Suriye kampı kuruyorlar!
*
60 dönüm, tel örgülerle çevirdiler, dozerlerle düzeltmeye başladılar, bugün yarın konduracaklar. Parayı Başbakanlık ödüyor, 100 trilyon liracık.
*
Ahali merak ediyor haliyle, bu ne? Avrupa Birliği’yle imzalanan geri kabul anlaşması kapsamında kuruyoruz diyorlar. Diyorlar da... AB üyesi olmadığımıza göre, AB’nin kampı niye bizde kardeşim?
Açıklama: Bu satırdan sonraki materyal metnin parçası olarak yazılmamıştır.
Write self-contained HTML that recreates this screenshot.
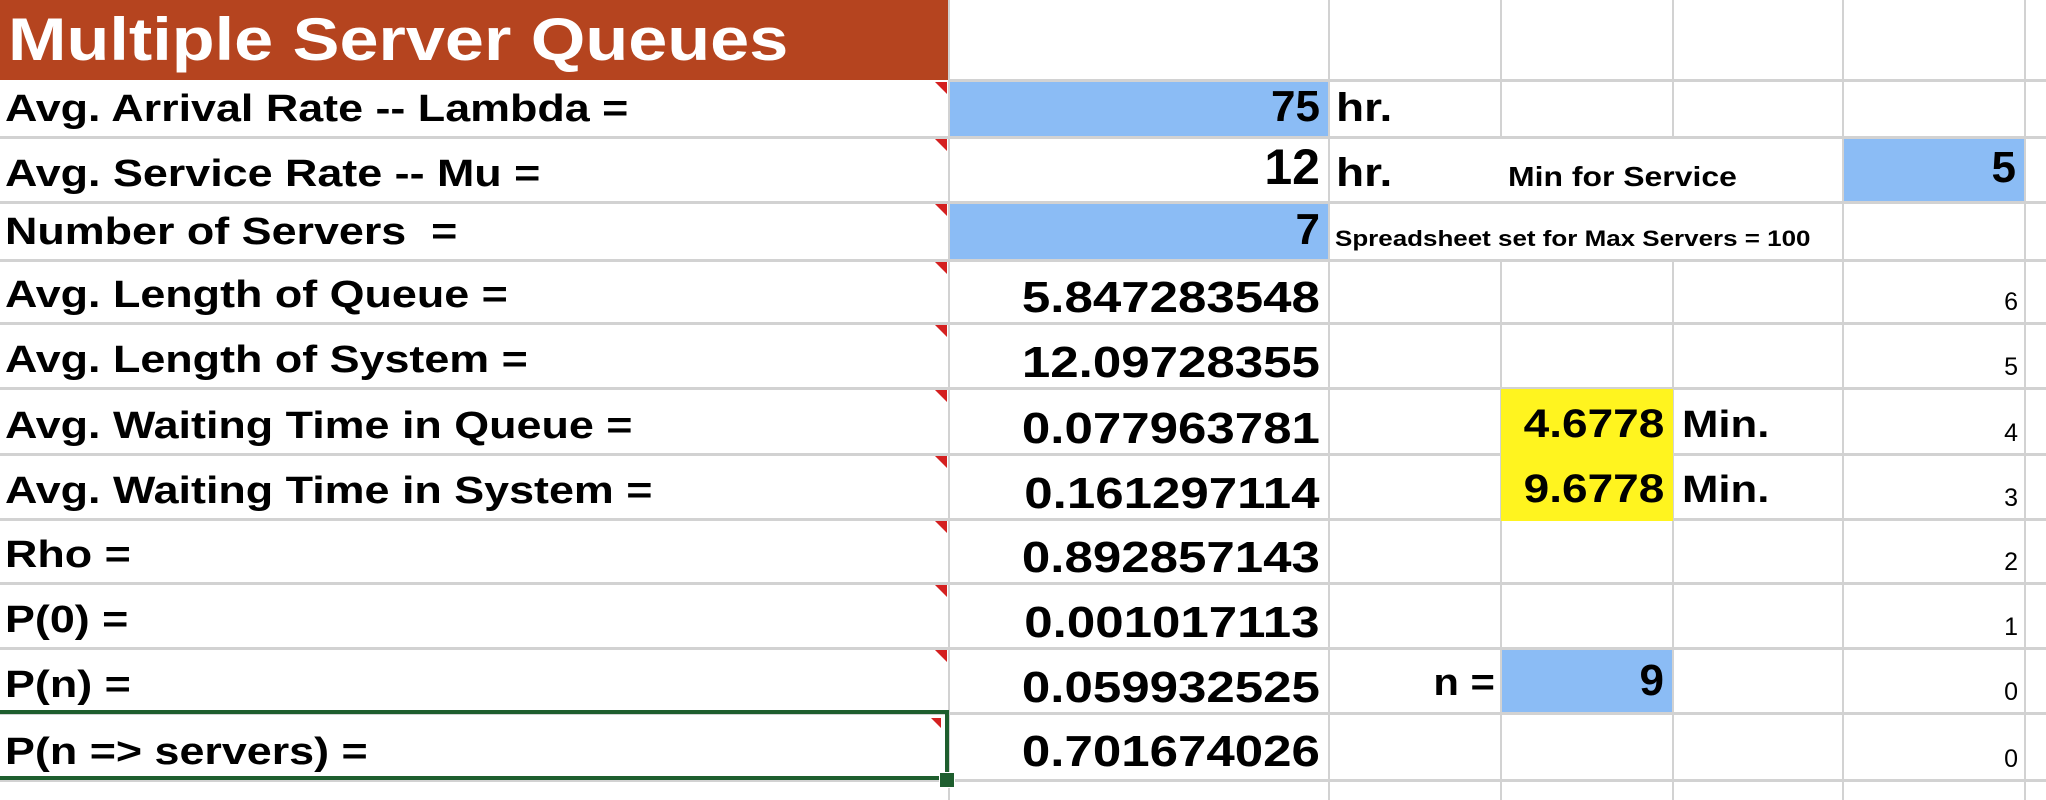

Suriyelileri Avrupa’ya biz mi gönderdik ki, biz geri kabul ediyoruz?
*
Yok eğer, Suriyeliler için değil, Afrikalı mülteciler içinse... İnsanlık ölmedi elbette ama, Afrikalılar bizim babamızın oğlu mu? Bu kampın 100 metre ilersinde, Harmandalı Köyü var, zırt pırt elektriği kesilir, suyu yok, kanalizasyonu yok. İzmir’in hangi mahallesine 1 kuruş verdi hükümetimiz de, bu kampa 100 trilyon veriyor?
*
Kamptakilere serbest dolaşım hakkı niye tanınıyor? Kemeraltı’nda dükkân mı açacaklar?
*
Ayrıca, madem gizli saklı bi şey yok, gariban Afrikalıları ağırlayacağız... O halde niye tel örgülere yaklaşamıyoruz? Sivil görevliler niye etrafta dolaşanlara müdahale edip, kimlik soruyor, uzaklaştırıyor? Fotoğraf çekmek isteyenleri niye engelliyorlar? Şantiyeyi görmek niye yasak? Alt tarafı inşaat yapılıyor, niye İzmir Emniyet Müdürlüğü’nün nezaretinde yapılıyor? Çevre köylerin muhtarları, niye röportaj vermesin diye ince ince tehdit ediliyor?
*
Yaşanmış tecrübelerle, minare’yi döşeyenlerin, kılıfına uydurduğunu bilen vatandaş soruyor... Bu gizlilik niye? Suriye istihbaratı orada cirit atıyor, Hatay’dakiler mimlendi, gözden ırak olsunlar diye, Özgür Suriye Ordusu mu eğitilecek “Çiğli”de?